Question

How many ways can a family of four be seated in a row of four chairs at the theater if the father sits in the aisle seat?

Answer

**step1 Identify the available aisle seats**

In a row of four chairs, the chairs at each end are considered aisle seats. Therefore, there are two possible aisle seats where the father can sit.

Number of aisle seats = 2

**step2 Determine the number of remaining family members and chairs**

After the father has chosen one of the aisle seats, there are three remaining family members (mother and two children) and three remaining chairs to be filled.

Remaining family members = 4 - 1 = 3

Remaining chairs = 4 - 1 = 3

**step3 Calculate the number of ways to arrange the remaining family members**

The 3 remaining family members can be arranged in the 3 remaining chairs. The number of ways to arrange a set of distinct items is given by the factorial function (n!). For 3 people in 3 chairs, this is 3 factorial.

Number of ways to arrange remaining members = $$3!$$

$$3! = 3 \times 2 \times 1 = 6$$

**step4 Calculate the total number of seating arrangements**

To find the total number of ways the family can be seated, multiply the number of choices for the father's seat by the number of ways the remaining family members can be arranged in the remaining chairs.

Total ways = (Number of choices for father) $$\times$$ (Number of ways to arrange remaining members)

Total ways = $$2 \times 6 = 12$$

Alternative answer

Answer: 6 ways Explain
This is a question about arranging people in specific spots . The solving step is:

1. First, let's think about the family. There are 4 people in the family.
2. There are 4 chairs in a row.
3. The problem says the father *has* to sit in the aisle seat. So, that's one spot taken right away! He has only 1 choice for his seat.
4. Now, we have 3 family members left (Mom, Kid 1, Kid 2) and 3 chairs left.
5. Let's look at the first empty chair. There are 3 different people who could sit there.
6. Once someone sits in that chair, there are only 2 people left for the next chair.
7. And then, there's only 1 person left for the very last chair.
8. To find the total number of ways, we multiply the choices for each spot: 3 * 2 * 1 = 6.

Alternative answer

Answer: 6 ways Explain
This is a question about how to count arrangements of people when some spots are fixed . The solving step is:

First, let's think about the family members. We have the Father (F), Mother (M), and two children (let's call them C1 and C2). There are four chairs in a row.

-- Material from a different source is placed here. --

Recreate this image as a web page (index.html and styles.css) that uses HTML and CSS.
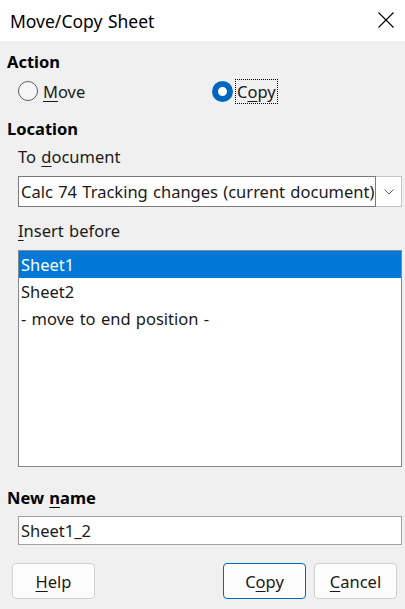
FILE: index.html
```html
<!DOCTYPE html>
<html>
<head>
<meta charset="utf-8">
<link rel="stylesheet" href="styles.css">
</head>
<body>
<div class="dialog">
  <div class="titlebar">
    <span class="title">Move/Copy Sheet</span>
    <span class="close">
      <svg width="16" height="16" viewBox="0 0 16 16"><path d="M0.5 0.5 L15.5 15.5 M15.5 0.5 L0.5 15.5" stroke="#000" stroke-width="1.1" fill="none"/></svg>
    </span>
  </div>
  <div class="content">
    <div class="section-label">Action</div>
    <div class="radio-row">
      <div class="radio"><span class="radio-dot"></span><span class="radio-text"><u>M</u>ove</span></div>
      <div class="radio checked"><span class="radio-dot"></span><span class="radio-text focus">C<u>o</u>py</span></div>
    </div>
    <div class="section-label">Location</div>
    <div class="indent">
      <div class="field-label">To <u>d</u>ocument</div>
      <div class="combo">
        <div class="combo-text">Calc 74 Tracking changes (current document)</div>
        <div class="combo-btn">
          <svg width="10" height="6" viewBox="0 0 10 6"><path d="M0.5 0.5 L5 5 L9.5 0.5" stroke="#606060" stroke-width="1" fill="none"/></svg>
        </div>
      </div>
      <div class="field-label insert"><u>I</u>nsert before</div>
      <div class="listbox">
        <div class="item selected">Sheet1</div>
        <div class="item">Sheet2</div>
        <div class="item">- move to end position -</div>
      </div>
    </div>
    <div class="section-label newname">New <u>n</u>ame</div>
    <div class="indent">
      <div class="input">Sheet1_2</div>
    </div>
  </div>
  <div class="buttons">
    <div class="btn"><u>H</u>elp</div>
    <div class="spacer"></div>
    <div class="btn default">C<u>o</u>py</div>
    <div class="btn"><u>C</u>ancel</div>
  </div>
</div>
</body>
</html>
```

FILE: styles.css
```css
* { box-sizing: border-box; }
html, body { margin: 0; padding: 0; }
body {
  background: #f0f0f0;
  font-family: "Noto Sans", "Open Sans", sans-serif;
  font-size: 16.5px;
  word-spacing: 1px;
  color: #1a1a1a;
}
u { text-decoration: underline; text-underline-offset: 3px; text-decoration-thickness: 1px; }
.dialog { width: 405px; height: 609px; display: flex; flex-direction: column; }
.titlebar {
  height: 41px; background: #fff;
  display: flex; align-items: center; justify-content: space-between;
  padding: 0 11px 0 10px;
}
.title { font-size: 17.5px; color: #000; }
.close { display: flex; margin-top: -1px; }
.content { padding: 0 3px 0 7px; }
.section-label { font-weight: bold; color: #000; font-size: 16.5px; line-height: 20px; margin-top: 11px; }
.radio-row { display: flex; height: 36px; align-items: center; padding-left: 11px; padding-top: 2px; }
.radio { display: flex; align-items: center; }
.radio:first-child { width: 194px; }
.radio-dot {
  width: 20px; height: 20px; border-radius: 50%;
  border: 1px solid #5c5c5c; background: #f6f6f6; margin-right: 5px;
}
.radio.checked .radio-dot {
  width: 21px; height: 21px; border: 6.5px solid #0067c0; background: #fff;
  margin-right: 3px;
}
.radio-text { line-height: 23px; }
.focus { outline: 1px dotted #000; outline-offset: 0; padding: 0 1px 0 1px; }
.section-label:nth-of-type(2) { margin-top: 5px; }
.indent { padding-left: 11px; }
.field-label { line-height: 20px; margin-top: 8px; margin-bottom: 9px; }
.combo { display: flex; height: 31px; }
.combo-text {
  flex: 1; background: #fff; border: 1px solid #7a7a7a;
  padding-left: 2px; line-height: 29px; white-space: nowrap; overflow: hidden;
}
.combo-btn {
  width: 26px; background: #fff; border: 1px solid #c4c4c4; border-left: none;
  display: flex; align-items: center; justify-content: center;
}
.field-label.insert { margin-top: 14px; }
.listbox { height: 217px; background: #fff; border: 1px solid #828790; }
.item { height: 27px; line-height: 27px; padding-left: 2px; }
.item.selected { background: #0078d7; color: #fff; }
.section-label.newname { margin-top: 21px; }
.input {
  margin-top: 8px; height: 29px; background: #fff; border: 1px solid #a0a0a0;
  padding-left: 2px; line-height: 27px;
}
.buttons { display: flex; padding: 0 8px 0 12px; margin-top: 18px; gap: 8px; }
.spacer { flex: 1; }
.btn {
  width: 83px; height: 36px; background: #fdfdfd; border: 1px solid #d0d0d0;
  border-radius: 4px; display: flex; align-items: center; justify-content: center;
  color: #1a1a1a;
}
.btn.default { border-color: #0067c0; }
```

The problem says the Father sits in "the aisle seat". This means his spot is already picked out for him, so there's only 1 way for him to sit there. Let's imagine the chairs are Chair 1, Chair 2, Chair 3, Chair 4. If Chair 1 is the aisle seat, the Father sits in Chair 1.

Now, we have 3 chairs left (Chair 2, Chair 3, Chair 4) and 3 people left (Mother, C1, C2).

1. **For Chair 2:** Any of the 3 remaining people can sit here. So, there are 3 choices.
2. **For Chair 3:** After someone sits in Chair 2, there are only 2 people left. So, there are 2 choices for Chair 3.
3. **For Chair 4:** Finally, there's only 1 person left to sit in the last chair. So, there is 1 choice.

To find the total number of ways the rest of the family can sit, we multiply the number of choices for each chair: 3 choices * 2 choices * 1 choice = 6 ways.

Since the Father's spot is fixed (1 way), the total ways for the family to be seated are 1 (Father's way) * 6 (rest of family's ways) = 6 ways.

Alternative answer

Answer: 12 ways Explain
This is a question about counting the number of different ways people can sit, also called permutations . The solving step is:

1. First, let's figure out who is in the family: a father, a mother, and two children. That's 4 people. There are also 4 chairs in a row.
2. The problem says the father sits in "the aisle seat." In a row of 4 chairs, the "aisle seats" are usually the chairs at either end of the row (the first chair or the last chair). So, the father has 2 choices for where to sit.
* Choice 1: The father sits in the first chair.
* Choice 2: The father sits in the last chair.
3. Now, let's think about what happens after the father sits down. There are 3 family members left (the mother and two children) and 3 chairs left for them to sit in.
4. Let's see how many ways these 3 remaining people can sit in the 3 remaining chairs:
* For the first empty chair, there are 3 people who could sit there.
* For the second empty chair, there are only 2 people left to choose from.
* For the last empty chair, there's only 1 person left.
* So, the number of ways to arrange these 3 people is 3 multiplied by 2 multiplied by 1, which equals 6 ways (3 × 2 × 1 = 6).
5. Since the father had 2 choices for his aisle seat, and for each of those choices, the other 3 people can be arranged in 6 ways, we multiply these numbers together: 2 (father's choices) × 6 (other family members' arrangements) = 12.

So, there are 12 different ways the family can be seated.